My life will barely be affected by climate change. By the time the accumulated results of human activity create disastrous effects in America, I will probably be in a nursing home. But Vera and Leo will not be so lucky. Wherever they live, the climate will be unfriendlier, the infrastructure will be overburdened, the costs of coping with severe hazards will be higher, and the economic inequalities will be deadlier. The future for them and their children will be bleaker. People will be angry.

I am angry now. Angry at the professional liars who have claimed for years that nothing was happening. Angry at the politicians who pretend to believe them. Angry at the corporations who care only about this year’s bottom line.

I’m angry at the self-proclaimed Christians who say they are pro-life, but put the lives of all future generations in danger by denying climate change; who quote the Bible at every turn, but ignore those passages they violate every day: “You shall not defile the land in which you live.”

I am angry at those who want responsibility, but are irresponsible, who not only do nothing to preserve the earth for the future, but do everything to further pollute our planet.

We have already gone past the point of no return. More carbon dioxide was released into the atmosphere from burning fossil fuels in 2018 than ever before. Glaciers are melting, seas are rising, storms are getting stronger. It will take more than recycling, more than a few electric cars and wind turbines, more than the kind of minimal lifestyle changes recommended by trendy columnists.
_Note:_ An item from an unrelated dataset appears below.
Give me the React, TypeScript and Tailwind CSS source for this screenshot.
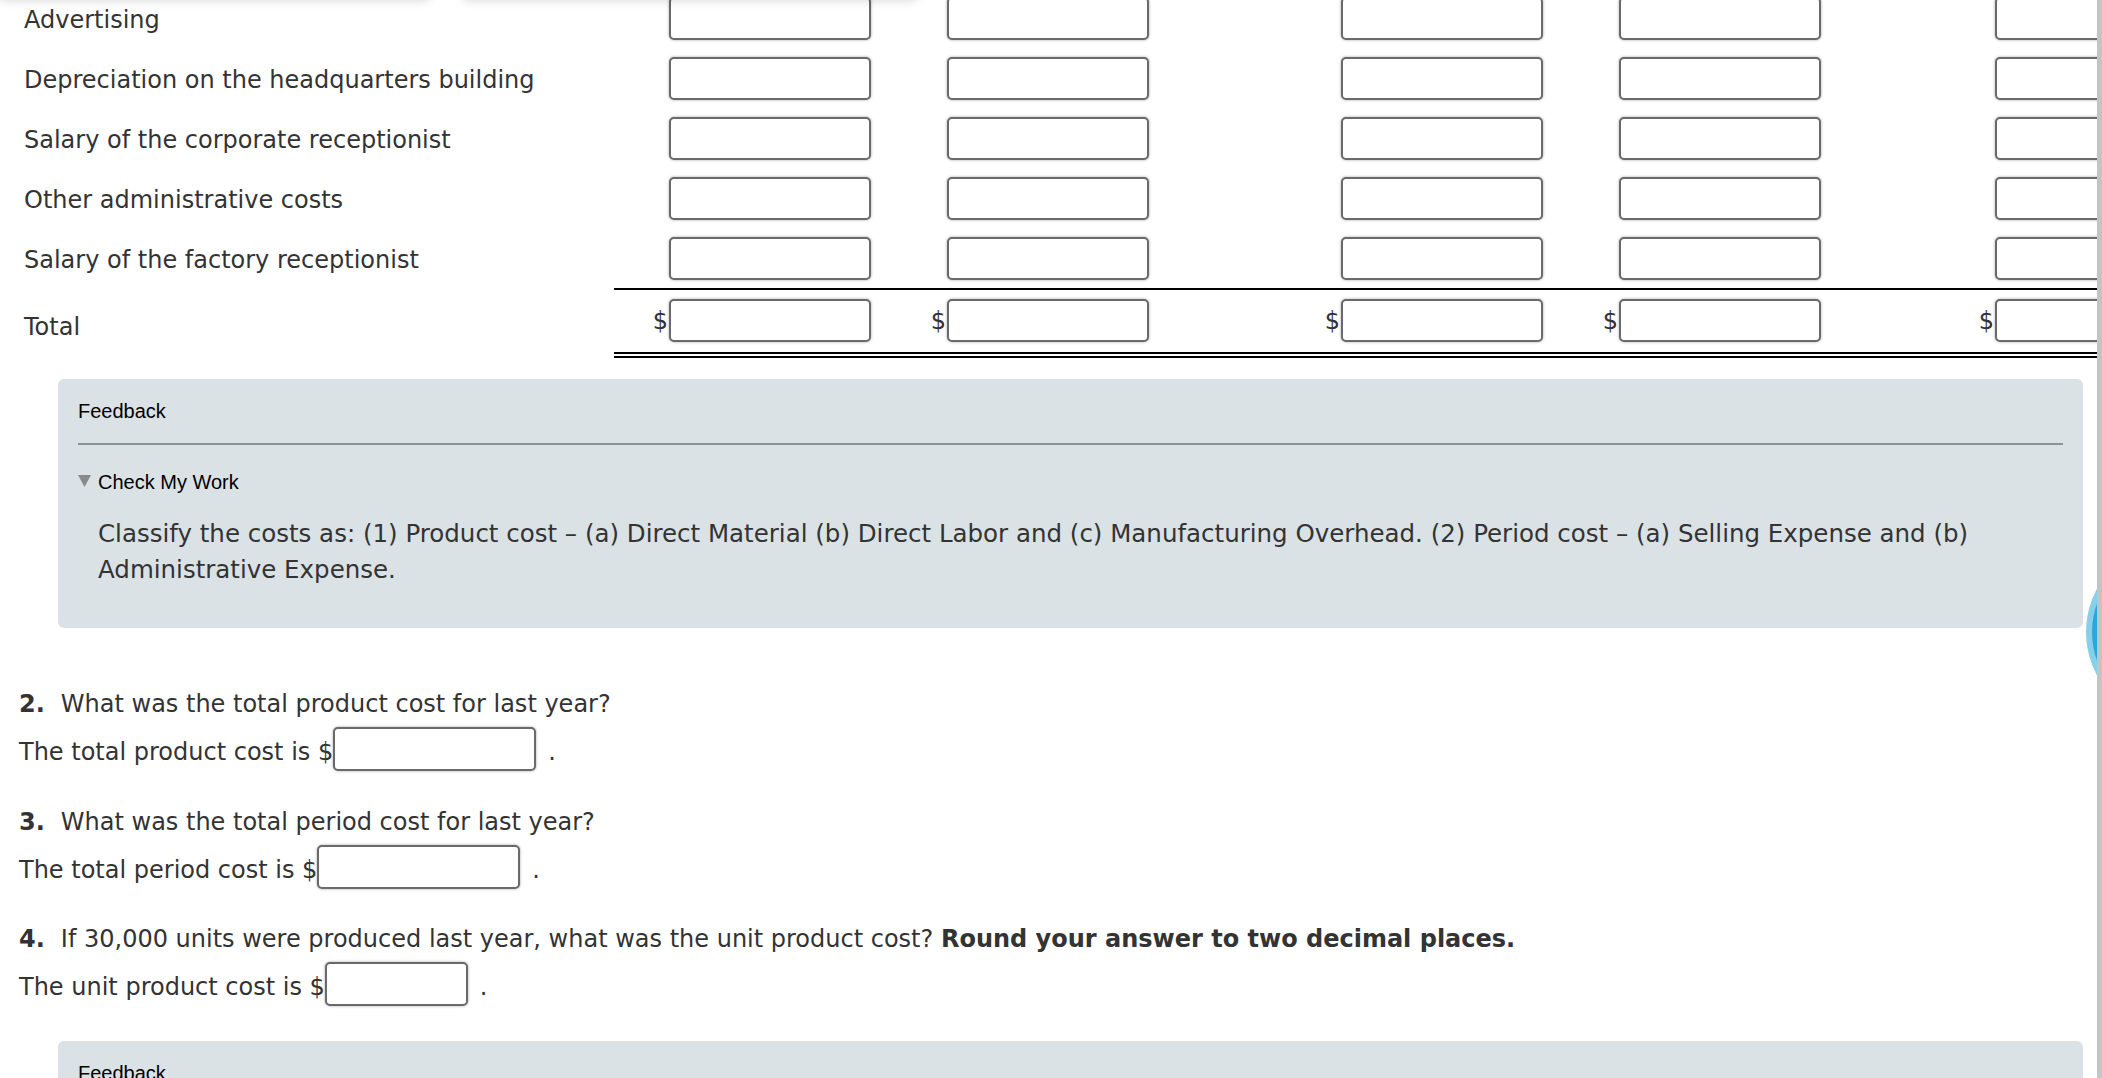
import type { ReactNode } from 'react'

const rows = [
  'Advertising',
  'Depreciation on the headquarters building',
  'Salary of the corporate receptionist',
  'Other administrative costs',
  'Salary of the factory receptionist',
]

const cols = [0, 1, 2, 3, 4]

function Box({ w = 'w-[202px]', h = 'h-[43px]' }: { w?: string; h?: string }) {
  return (
    <div
      className={`${w} ${h} shrink-0 rounded-[5px] border-2 border-[#6a6a6a] bg-white shadow-[0_0_3px_rgba(0,0,0,0.35)]`}
    />
  )
}

function Question({ num, children }: { num: string; children: ReactNode }) {
  return (
    <p className="leading-[36px]">
      <span className="mr-[16px] font-bold">{num}</span>
      {children}
    </p>
  )
}

function Answer({ label, w }: { label: string; w: string }) {
  return (
    <div className="flex h-[44px] items-center">
      <span className="whitespace-pre pt-[6px]">{label}</span>
      <Box w={w} h="h-[44px]" />
      <span className="ml-[12px] pt-[6px]">.</span>
    </div>
  )
}

function Feedback({ open }: { open?: boolean }) {
  return (
    <div className="ml-[58px] mr-[14px] rounded-[6px] bg-[#dae2e6] px-[20px] pb-[40px] pt-[21px]">
      <p className="font-['Liberation_Sans',Arial,sans-serif] text-[20px] leading-[23px] text-black">
        Feedback
      </p>
      {open && (
        <>
          <div className="mt-[20px] h-[2px] bg-[#8d9396]" />
          <div className="mt-[26px] flex items-center font-['Liberation_Sans',Arial,sans-serif] text-[20px] leading-[23px] text-black">
            <svg width="13" height="12" viewBox="0 0 13 12" className="mr-[7px] mt-[-4px]">
              <polygon points="0,0 13,0 6.5,12" fill="#8a8a8a" />
            </svg>
            Check My Work
          </div>
          <p className="mt-[22px] pl-[20px] text-[24.5px] leading-[36px]">
            Classify the costs as: (1) Product cost – (a) Direct Material (b) Direct Labor and (c) Manufacturing
            Overhead. (2) Period cost – (a) Selling Expense and (b) Administrative Expense.
          </p>
        </>
      )}
    </div>
  )
}

export default function App() {
  return (
    <div className="relative h-[1078px] w-[2102px] overflow-hidden bg-white font-['DejaVu_Sans',Verdana,sans-serif] text-[24px] text-[#333]">
      {/* shadows of the toolbar just above the view */}
      <div className="absolute left-0 top-[-14px] h-[14px] w-[430px] rounded-b-md shadow-[0_2px_8px_rgba(0,0,0,0.12)]" />
      <div className="absolute left-[462px] top-[-14px] h-[14px] w-[455px] rounded-b-md shadow-[0_2px_8px_rgba(0,0,0,0.12)]" />

      {/* chat bubble, mostly off-screen */}
      <div className="absolute left-[2086px] top-[541px] z-[5] h-[182px] w-[182px] rounded-full border-[6px] border-[#86d0ea] bg-[#2aa8dc]" />

      <div className="flex h-full">
        <main className="w-[2097px] shrink-0 overflow-hidden">
          {/* cost table */}
          <div className="-mt-[12px] grid w-[2198px] grid-cols-[614px_258px_278px_394px_278px_376px]">
            {rows.map((r) => (
              <div key={r} className="contents">
                <div className="flex h-[60px] items-center pl-[24px] pt-[4px]">{r}</div>
                {cols.map((c) => (
                  <div key={c} className="flex h-[60px] items-center justify-end pr-px">
                    <Box />
                  </div>
                ))}
              </div>
            ))}
            <div className="flex items-center pl-[24px] pt-[8px]">Total</div>
            {cols.map((c) => (
              <div
                key={c}
                className="flex items-center justify-end border-b-[6px] border-t-2 border-b-black border-t-black pb-[10px] pr-px pt-[9px] [border-bottom-style:double]"
              >
                <span className="mr-[1px]">$</span>
                <Box />
              </div>
            ))}
          </div>

          <div className="mt-[21px]">
            <Feedback open />
          </div>

          <div className="pl-[19px]">
            <div className="mt-[58px]">
              <Question num="2.">What was the total product cost for last year?</Question>
            </div>
            <div className="mt-[5px]">
              <Answer label="The total product cost is $" w="w-[203px]" />
            </div>

            <div className="mt-[33px]">
              <Question num="3.">What was the total period cost for last year?</Question>
            </div>
            <div className="mt-[5px]">
              <Answer label="The total period cost is $" w="w-[203px]" />
            </div>

            <div className="mt-[32px]">
              <Question num="4.">
                If 30,000 units were produced last year, what was the unit product cost?{' '}
                <b>Round your answer to two decimal places.</b>
              </Question>
            </div>
            <div className="mt-[5px]">
              <Answer label="The unit product cost is $" w="w-[143px]" />
            </div>
          </div>

          <div className="mt-[35px]">
            <Feedback />
          </div>
        </main>
        <div className="relative z-10 w-[5px] shrink-0 bg-[#c4c4c4]" />
      </div>
    </div>
  )
}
In order to prevent climate catastrophes by 2050, the nations of the world must cut fossil fuel use in half within the next 15 years and nearly eliminate their use by 2050. That means no more gasoline engines, no more heating homes with oil, complete restructuring of manufacturing plants. No more throwaway economies.

We have to change our lifestyles now. That will be uncomfortable, even scary. Do we care about our grandchildren enough to do that?